È una logica tipicamente americana, basata sulle città infinite e sul liberismo gestionale. Dopo il successo negli Stati Uniti, il gruppo apre la campagna d’Europa, dove norme e vincoli sono decisamente più stringenti. In quella fase Uber si fa largo a spallate, imponendo il modello americano. Una strategia aggressiva che mirava a scardinare ogni regola, e anche ogni vecchio privilegio, del regime delle concessioni dei taxi pubblici nelle nostre principali città. Una politica che, inizialmente, godeva anche della simpatia dell’opinione pubblica, che vedeva finalmente un’alternativa alla corporazione dei tassisti che, in molte città, conducevano una vera e propria azione di controllo privato su un pubblico servizio, con la creazione di potentati anche elettorali, spesso a supporto degli esponenti della destra più estrema.
Il punto dolente, che mise Uber nel mirino della magistratura e anche di molta stampa, fu il comportamento sprezzante e arrogante che il gruppo aveva nei confronti dei propri collaboratori. Siamo nei primi anni della cosiddetta gig economy. Orari, assistenza e minimo garantito diventavano tutte occasioni di violazioni delle leggi. Su cui si scatenò poi la lobby gialla dei tassisti, che naturalmente usava le trasgressioni di Uber per garantire la propria rendita di posizione.

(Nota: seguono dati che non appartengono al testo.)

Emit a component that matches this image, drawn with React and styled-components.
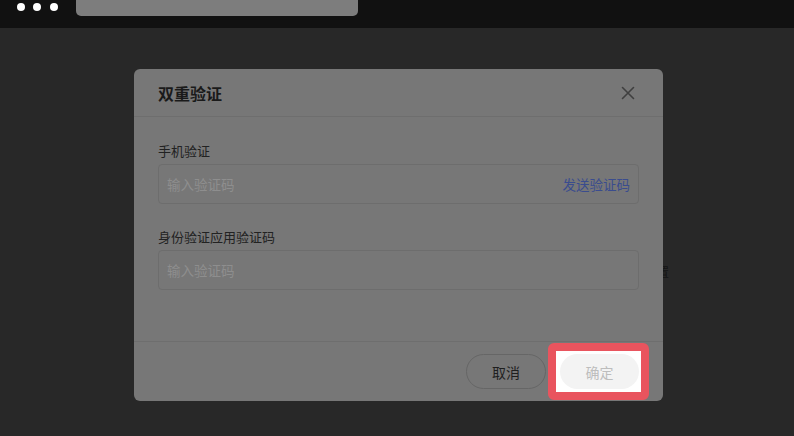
import React from "react";
import styled, { createGlobalStyle } from "styled-components";

const Global = createGlobalStyle`
  html, body { margin: 0; padding: 0; background: #282828; }
  body { font-family: "Noto Sans CJK SC", "Noto Sans", sans-serif; width: 794px; height: 436px; overflow: hidden; }
  * { box-sizing: border-box; }
`;

const Shell = styled.div`
  width: 794px;
  height: 436px;
  display: flex;
  flex-direction: column;
`;

const TopBar = styled.div`
  height: 28px;
  background: #111111;
  display: flex;
  align-items: flex-start;
  padding-left: 16.5px;
  flex-shrink: 0;
`;

const Dots = styled.div`
  display: flex;
  gap: 8.5px;
  margin-top: 3px;
`;

const Dot = styled.span`
  width: 8px;
  height: 8px;
  border-radius: 50%;
  background: #ffffff;
`;

const UrlBar = styled.div`
  width: 282px;
  height: 16px;
  margin-left: 18.5px;
  background: #7d7d7d;
  border-radius: 0 0 5px 5px;
`;

const Main = styled.div`
  position: relative;
  flex: 1;
  background: #282828;
`;

const BackgroundText = styled.div`
  padding: 237px 0 0 657px;
  font-size: 12px;
  line-height: 14px;
  color: #141414;
`;

const ModalLayer = styled.div`
  position: absolute;
  inset: 0;
  display: flex;
  justify-content: center;
  align-items: flex-start;
  padding: 41px 0 0 3px;
`;

const Modal = styled.div`
  width: 529px;
  height: 332px;
  background: #777777;
  border-radius: 6px;
  display: flex;
  flex-direction: column;
`;

const Header = styled.div`
  height: 48px;
  padding: 0 28px 0 24px;
  display: flex;
  align-items: center;
  justify-content: space-between;
  border-bottom: 1px solid #6e6e6e;
`;

const Title = styled.div`
  font-size: 16px;
  font-weight: 700;
  color: #1a1a1a;
  line-height: 24px;
`;

const Close = styled.button`
  border: none;
  background: none;
  padding: 0;
  width: 14px;
  height: 14px;
  display: flex;
  cursor: pointer;
`;

const Body = styled.div`
  flex: 1;
  padding: 23px 24px 0 24px;
  border-bottom: 1px solid #6e6e6e;
`;

const Field = styled.div`
  margin-bottom: 22px;
`;

const Label = styled.div`
  font-size: 13px;
  line-height: 22px;
  color: #222222;
  margin-bottom: 2px;
`;

const InputBox = styled.div`
  height: 40px;
  border: 1px solid #6d6d6d;
  border-radius: 4px;
  display: flex;
  align-items: center;
  justify-content: space-between;
  padding: 0 8px;
`;

const Placeholder = styled.span`
  font-size: 13.5px;
  color: #8e8e8e;
`;

const Link = styled.span`
  font-size: 13.5px;
  color: #3a4c8e;
`;

const Footer = styled.div`
  height: 59px;
  display: flex;
  align-items: center;
  justify-content: flex-end;
  padding-right: 14px;
  gap: 2px;
`;

const PillButton = styled.button`
  width: ${(p) => p.$w}px;
  height: 35px;
  border-radius: 18px;
  font-family: inherit;
  font-size: 14px;
  padding: 0;
  border: ${(p) => (p.$primary ? "none" : "1px solid #666666")};
  background: ${(p) => (p.$primary ? "#f3f3f3" : "transparent")};
  color: ${(p) => (p.$primary ? "#bdbdbd" : "#1f1f1f")};
`;

const Spotlight = styled.div`
  border: 8px solid #e9545e;
  border-radius: 6px;
  background: #ffffff;
  padding: 3px 2px 3px 4px;
  display: flex;
`;

export default function App() {
  return (
    <>
      <Global />
      <Shell>
        <TopBar>
          <Dots>
            <Dot />
            <Dot />
            <Dot />
          </Dots>
          <UrlBar />
        </TopBar>
        <Main>
          <BackgroundText>置</BackgroundText>
          <ModalLayer>
            <Modal>
              <Header>
                <Title>双重验证</Title>
                <Close aria-label="关闭">
                  <svg width="14" height="14" viewBox="0 0 14 14">
                    <path d="M1.5 1.5 L12.5 12.5 M12.5 1.5 L1.5 12.5" stroke="#3f3f3f" strokeWidth="1.6" strokeLinecap="round" />
                  </svg>
                </Close>
              </Header>
              <Body>
                <Field>
                  <Label>手机验证</Label>
                  <InputBox>
                    <Placeholder>输入验证码</Placeholder>
                    <Link>发送验证码</Link>
                  </InputBox>
                </Field>
                <Field>
                  <Label>身份验证应用验证码</Label>
                  <InputBox>
                    <Placeholder>输入验证码</Placeholder>
                  </InputBox>
                </Field>
              </Body>
              <Footer>
                <PillButton $w={80}>取消</PillButton>
                <Spotlight>
                  <PillButton $w={79} $primary>确定</PillButton>
                </Spotlight>
              </Footer>
            </Modal>
          </ModalLayer>
        </Main>
      </Shell>
    </>
  );
}
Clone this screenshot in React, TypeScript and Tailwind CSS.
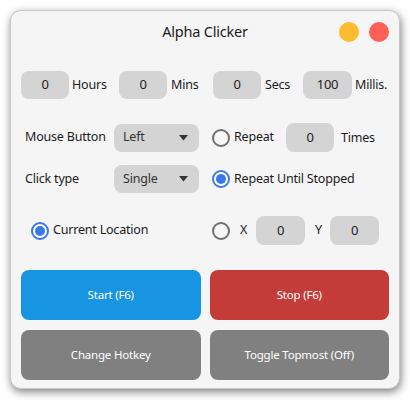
import React from "react";

const font = { fontFamily: '"Noto Sans", "Open Sans", sans-serif' };

function Radio({ checked }: { checked?: boolean }) {
  return checked ? (
    <div className="w-[18px] h-[18px] rounded-full border-2 border-[#3a78e8] flex items-center justify-center bg-white shrink-0">
      <div className="w-[10px] h-[10px] rounded-full bg-[#3a78e8]" />
    </div>
  ) : (
    <div className="w-[18px] h-[18px] rounded-full border-2 border-[#707070] bg-[#f7f7f7] shrink-0" />
  );
}

function Box({ v, w = "w-12", h = "h-7" }: { v: string; w?: string; h?: string }) {
  return (
    <div className={`${w} ${h} rounded-lg bg-[#d4d4d4] flex items-center justify-center text-[13px] text-[#222] shrink-0`}>
      {v}
    </div>
  );
}

function Drop({ v }: { v: string }) {
  return (
    <div className="w-[85px] h-7 rounded-lg bg-[#d4d4d4] flex items-center justify-between pl-[9px] pr-[11px] text-[12.5px] text-[#333] shrink-0">
      <span>{v}</span>
      <svg width="9" height="6" viewBox="0 0 9 6">
        <path d="M0 0 H9 L4.5 5.5 Z" fill="#333" />
      </svg>
    </div>
  );
}

export default function App() {
  return (
    <div className="w-[410px] h-[400px] bg-white p-[10px]" style={font}>
      <div className="w-[390px] h-[379px] bg-[#f5f5f5] rounded-[11px] border border-[#c8c8c8] shadow-[1px_3px_9px_rgba(0,0,0,0.5)] flex flex-col text-[#1b1b1b] tracking-[-0.2px]">
        <div className="relative h-[41px] flex items-center justify-center">
          <span className="text-[14.5px] text-[#1b1b1b]">Alpha Clicker</span>
          <div className="absolute right-[10px] top-[11px] flex gap-[10px]">
            <div className="w-5 h-5 rounded-full bg-[#febc2e]" />
            <div className="w-5 h-5 rounded-full bg-[#ff5f57]" />
          </div>
        </div>

        <div className="px-[10px] flex flex-col">
          <div className="mt-[19px] flex items-center text-[12.5px]">
            <div className="w-[98px] flex items-center gap-[3px]">
              <Box v="0" />
              <span>Hours</span>
            </div>
            <div className="w-[94px] flex items-center gap-[4px]">
              <Box v="0" />
              <span>Mins</span>
            </div>
            <div className="w-[90px] flex items-center gap-[4px]">
              <Box v="0" />
              <span>Secs</span>
            </div>
            <div className="flex items-center gap-[3px]">
              <Box v="100" w="w-[49px]" />
              <span>Millis.</span>
            </div>
          </div>

          <div className="mt-[24px] grid grid-cols-[191px_1fr] text-[12.5px]">
            <div className="flex items-center">
              <span className="w-[93px] pl-[4px]">Mouse Button</span>
              <Drop v="Left" />
            </div>
            <div className="flex items-center">
              <Radio />
              <span className="ml-[4px] w-[52px]">Repeat</span>
              <Box v="0" h="h-[29px]" />
              <span className="ml-[7px] mt-[2px]">Times</span>
            </div>
          </div>

          <div className="mt-[13px] grid grid-cols-[191px_1fr] text-[12.5px]">
            <div className="flex items-center">
              <span className="w-[93px] pl-[4px]">Click type</span>
              <Drop v="Single" />
            </div>
            <div className="flex items-center">
              <Radio checked />
              <span className="ml-[4px]">Repeat Until Stopped</span>
            </div>
          </div>

          <div className="mt-[23px] grid grid-cols-[191px_1fr] text-[12.5px]">
            <div className="flex items-center pl-[10px]">
              <Radio checked />
              <span className="ml-[4px]">Current Location</span>
            </div>
            <div className="flex items-center">
              <Radio />
              <span className="ml-[10px] w-[16px]">X</span>
              <Box v="0" w="w-[49px]" h="h-[29px]" />
              <span className="ml-[10px] w-[15px]">Y</span>
              <Box v="0" w="w-[49px]" h="h-[29px]" />
            </div>
          </div>

          <div className="mt-[25px] grid grid-cols-2 gap-x-[9px] gap-y-[10px] text-[11.5px] text-white">
            <button className="h-[50px] rounded-lg bg-[#1794e2]">Start (F6)</button>
            <button className="h-[50px] rounded-lg bg-[#c43c37]">Stop (F6)</button>
            <button className="h-[50px] rounded-lg bg-[#808080]">Change Hotkey</button>
            <button className="h-[50px] rounded-lg bg-[#808080]">Toggle Topmost (Off)</button>
          </div>
        </div>
      </div>
    </div>
  );
}
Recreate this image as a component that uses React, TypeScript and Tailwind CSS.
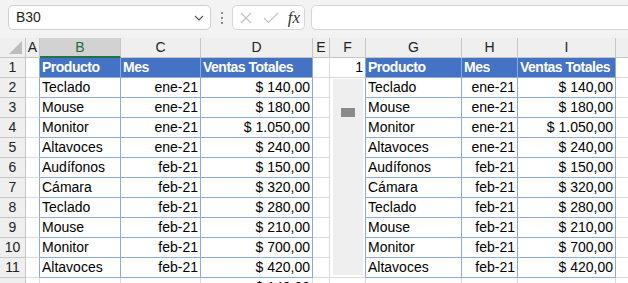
import React from 'react';

const FONT = "font-['Liberation_Sans',Arial,sans-serif]";

const products = ['Teclado', 'Mouse', 'Monitor', 'Altavoces', 'Audífonos', 'Cámara', 'Teclado', 'Mouse', 'Monitor', 'Altavoces'];
const months = ['ene-21', 'ene-21', 'ene-21', 'ene-21', 'feb-21', 'feb-21', 'feb-21', 'feb-21', 'feb-21', 'feb-21'];
const sales = ['$ 140,00', '$ 180,00', '$ 1.050,00', '$ 240,00', '$ 150,00', '$ 320,00', '$ 280,00', '$ 210,00', '$ 700,00', '$ 420,00'];

const columns = ['A', 'B', 'C', 'D', 'E', 'F', 'G', 'H', 'I', ''];

const grid = 'border-r border-b border-[#dadada]';
const table = 'border-r border-b border-[#8ea9db]';
const head = 'bg-[#4472c4] text-white font-bold tracking-[-0.5px] border-r border-b border-[#8ea9db]';

function Cell({ className = '', right, children }: { className?: string; right?: boolean; children?: React.ReactNode }) {
  return (
    <div
      className={`h-5 flex items-center px-[2px] overflow-hidden whitespace-nowrap ${right ? 'justify-end' : ''} ${className}`}
    >
      {children}
    </div>
  );
}

function FormulaBar() {
  return (
    <div className="h-[38px] bg-[#f3f3f3] flex items-start pt-[5px] pl-2 overflow-hidden">
      <div className="w-[203px] h-[25px] shrink-0 bg-white border border-[#cfcfcf] rounded-[5px] flex items-center justify-between pl-[7px] pr-[6px]">
        <span className="text-[14px] text-[#1f1f1f]">B30</span>
        <svg width="10" height="6" viewBox="0 0 10 6" className="text-[#555]">
          <path d="M1 1l4 4 4-4" fill="none" stroke="currentColor" strokeWidth="1.2" />
        </svg>
      </div>
      <div className="w-[21px] h-[25px] shrink-0 flex flex-col items-center justify-center gap-[3px]">
        <span className="w-[2px] h-[2px] bg-[#8a8a8a]" />
        <span className="w-[2px] h-[2px] bg-[#8a8a8a]" />
        <span className="w-[2px] h-[2px] bg-[#8a8a8a]" />
      </div>
      <div className="w-[73px] h-[25px] shrink-0 bg-white border border-[#d6d6d6] rounded-[5px] flex items-center pl-[6px] pr-[4px]">
        <svg width="14" height="14" viewBox="0 0 14 14" className="text-[#c2c2c2]">
          <path d="M2 2l10 10M12 2L2 12" stroke="currentColor" strokeWidth="1.1" />
        </svg>
        <svg width="16" height="14" viewBox="0 0 16 14" className="ml-[10px] text-[#c2c2c2]">
          <path d="M1 7l4.5 4.5L15 2" fill="none" stroke="currentColor" strokeWidth="1.1" />
        </svg>
        <span className="ml-auto font-['Liberation_Serif',serif] italic text-[17px] leading-none text-[#333]">fx</span>
      </div>
      <div className="ml-[6px] w-[340px] h-[25px] shrink-0 bg-white border border-[#d6d6d6] rounded-[5px]" />
    </div>
  );
}

function ColumnHeader({ label }: { label: string }) {
  if (label === 'B') {
    return (
      <div className="h-5 flex items-center justify-center bg-[#d2d2d2] border-r border-[#c6c6c6] border-b-2 border-b-[#217346] text-[#1e6b41]">
        {label}
      </div>
    );
  }
  return (
    <div className="h-5 flex items-center justify-center bg-[#efefef] border-r border-b border-[#c6c6c6] text-[#222]">
      {label}
    </div>
  );
}

function RowHeader({ n }: { n?: number }) {
  return (
    <div className="h-5 flex items-center justify-center bg-[#efefef] border-r border-b border-[#c6c6c6] text-[#222]">
      {n}
    </div>
  );
}

function TableCells({ row }: { row: number }) {
  if (row === 1) {
    return (
      <>
        <Cell className={head}>Producto</Cell>
        <Cell className={head}>Mes</Cell>
        <Cell className={head}>Ventas Totales</Cell>
      </>
    );
  }
  const i = row - 2;
  return (
    <>
      <Cell className={table}>{products[i]}</Cell>
      <Cell className={table} right>{months[i]}</Cell>
      <Cell className={table} right>{sales[i]}</Cell>
    </>
  );
}

export default function App() {
  const rows = Array.from({ length: 11 }, (_, i) => i + 1);

  return (
    <div className={`w-[628px] h-[283px] overflow-hidden bg-white text-[14px] text-black ${FONT}`}>
      <FormulaBar />
      <div className="grid grid-cols-[26px_14px_81px_80px_112px_17px_36px_96px_56px_98px_30px] auto-rows-[20px]">
        {/* corner */}
        <div className="h-5 bg-[#efefef] border-r border-b border-[#c6c6c6] flex items-end justify-end pr-[3px] pb-[3px]">
          <svg width="13" height="13" viewBox="0 0 13 13">
            <path d="M13 0V13H0Z" fill="#bdbdbd" />
          </svg>
        </div>
        {columns.map((c, i) => (
          <ColumnHeader key={i} label={c} />
        ))}

        {rows.map((r) => (
          <React.Fragment key={r}>
            <RowHeader n={r} />
            <Cell className="border-r border-b border-r-[#8ea9db] border-b-[#dadada]" />
            <TableCells row={r} />
            <Cell className={grid} />
            {r === 1 && (
              <Cell className="border-r border-b border-r-[#8ea9db] border-b-[#dadada]" right>1</Cell>
            )}
            {r === 2 && (
              <div className="row-span-10 border-r border-b border-r-[#8ea9db] border-b-[#dadada] pl-[3px] pr-[2px] pt-px pb-[2px]">
                <div className="h-full bg-[#efefef] pt-[29px] pl-[8px]">
                  <div className="w-[14px] h-[9px] bg-[#8a8a8a]" />
                </div>
              </div>
            )}
            <TableCells row={r} />
            <Cell className={grid} />
          </React.Fragment>
        ))}

        {/* row 12, mostly below the window */}
        <RowHeader />
        <Cell className={grid} />
        <Cell className={grid} />
        <Cell className={grid} />
        <Cell className={grid} right>$ 140,00</Cell>
        <Cell className={grid} />
        <Cell className={grid} />
        <Cell className={grid} />
        <Cell className={grid} />
        <Cell className={grid} />
        <Cell className={grid} />
      </div>
    </div>
  );
}
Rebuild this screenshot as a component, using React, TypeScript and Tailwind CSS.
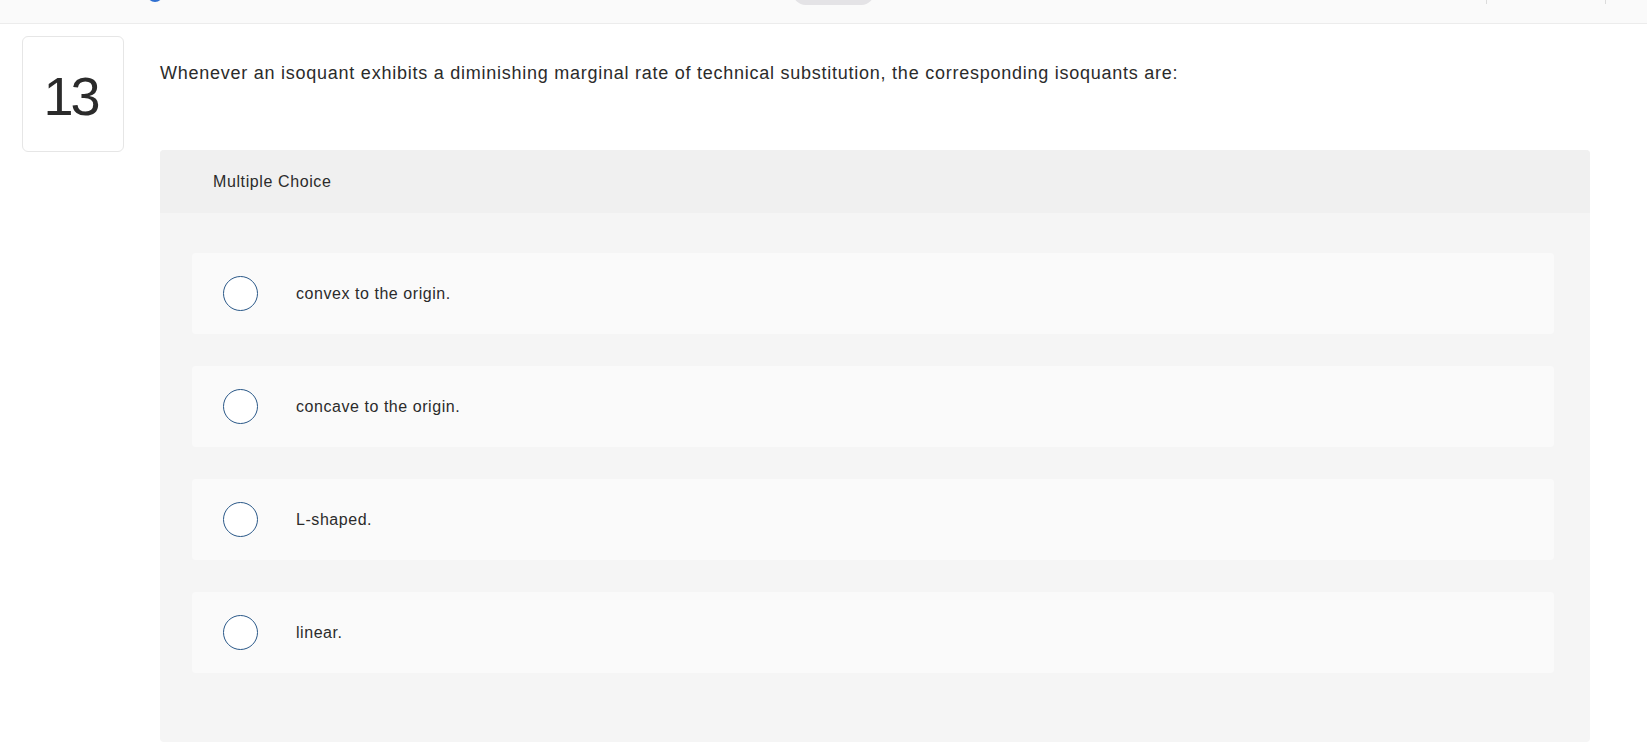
import React from "react";

const options = [
  "convex to the origin.",
  "concave to the origin.",
  "L-shaped.",
  "linear.",
];

export default function App() {
  return (
    <div
      className="min-h-[751px] w-full bg-white text-[#2b2b2b]"
      style={{ fontFamily: '"Liberation Sans", Arial, sans-serif' }}
    >
      {/* cut-off top header */}
      <div className="flex h-[24px] items-start overflow-hidden border-b border-[#ececec] bg-[#fafafa]">
        <div className="ml-[147px] -mt-[14px] h-[16px] w-[16px] shrink-0 rounded-full bg-[#2f6fd0]" />
        <div className="ml-[630px] -mt-[20px] h-[25px] w-[81px] shrink-0 rounded-full bg-[#e4e3e6]" />
        <div className="ml-[612px] h-[4px] w-px shrink-0 bg-[#dcdcdc]" />
        <div className="ml-[118px] h-[4px] w-px shrink-0 bg-[#dcdcdc]" />
      </div>

      <div className="flex">
        <div className="pl-[22px] pt-[12px]">
          <div className="flex h-[116px] w-[102px] items-center justify-center rounded-[6px] border border-[#e6e6e6] bg-white">
            <span className="pr-[5px] pt-[4px] text-[54px] leading-none tracking-[-3px] text-[#2b2b2b]">13</span>
          </div>
        </div>

        <div className="ml-[36px] mr-[57px] flex-1 pt-[37px]">
          <p className="text-[18px] leading-[24px] tracking-[0.75px] text-[#2b2b2b]">
            Whenever an isoquant exhibits a diminishing marginal rate of technical substitution, the corresponding isoquants are:
          </p>

          <div className="mt-[65px] overflow-hidden rounded-[4px] bg-[#f5f5f5]">
            <div className="flex h-[63px] items-center bg-[#f0f0f0] pl-[53px] text-[16px] tracking-[0.6px] text-[#2b2b2b]">
              Multiple Choice
            </div>
            <div className="flex flex-col gap-[32px] pb-[69px] pl-[32px] pr-[36px] pt-[40px]">
              {options.map((o) => (
                <div
                  key={o}
                  className="flex h-[81px] items-center rounded-[4px] bg-[#fafafa] pl-[31px]"
                >
                  <div className="h-[35px] w-[35px] shrink-0 rounded-full border-[1.5px] border-[#2a5888] bg-white" />
                  <span className="ml-[38px] text-[16px] tracking-[0.55px] text-[#2b2b2b]">{o}</span>
                </div>
              ))}
            </div>
          </div>
        </div>
      </div>
    </div>
  );
}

I vertici del gruppo americano cercarono scorciatoie, e, grazie a mezzi smisurati, arrivarono alle anticamere del potere massimo: l’Eliseo, la cancelleria tedesca, Palazzo Chigi. Macron apre un varco consistente, da ministro dell’Economia, che poi dovrà richiudere. Renzi ritarda le leggi che regolavano il trasporto urbano. Uber avanza nelle città – ma poi dovrà ripiegare.
Il buco nero su cui bisogna discutere riguarda, come sempre nel digitale, la relazione fra il potenziale di liberazione e il dominio che i proprietari dei sistemi di calcolo inevitabilmente si trovano a esercitare. Immaginare forme di scambio fra tempo e servizio, come inizialmente Uber aveva sperimentato, è un argomento su cui costruire processi di cittadinanza attiva, seguendo modelli cooperativistici basati sulla sussidiarietà sociale. Ovviamente questo non può concludersi con il monopolio di un centro finanziario, che accumula dati talmente sensibili da diventare una forma di potere separato rispetto al servizio. Uber, infatti, si trova con le sue attività – oggi, per esempio, controlla decine di migliaia di monopattini nelle grandi metropoli italiane – a disporre di un inesauribile data base sulle modalità di spostamento nelle città, che non vengono usati dalle pubbliche amministrazioni. In tempo di contagio e di riprogrammazione della vita urbana, avere accesso a questa fonte di informazione sarebbe prezioso per costruire una strategia pubblica dei dati. Ma nessuno chiede questa opportunità. Nessun sindaco, nessun sindacato, nessun partito. Da qui invece bisogna ripartire, riattualizzando la lezione delle forme di pressione che furono attivate sulle istituzioni: non basta essere autonomi, bisogna anche avere l’ambizione di riclassificare le forme tecnologiche a vantaggio della società, e non della proprietà.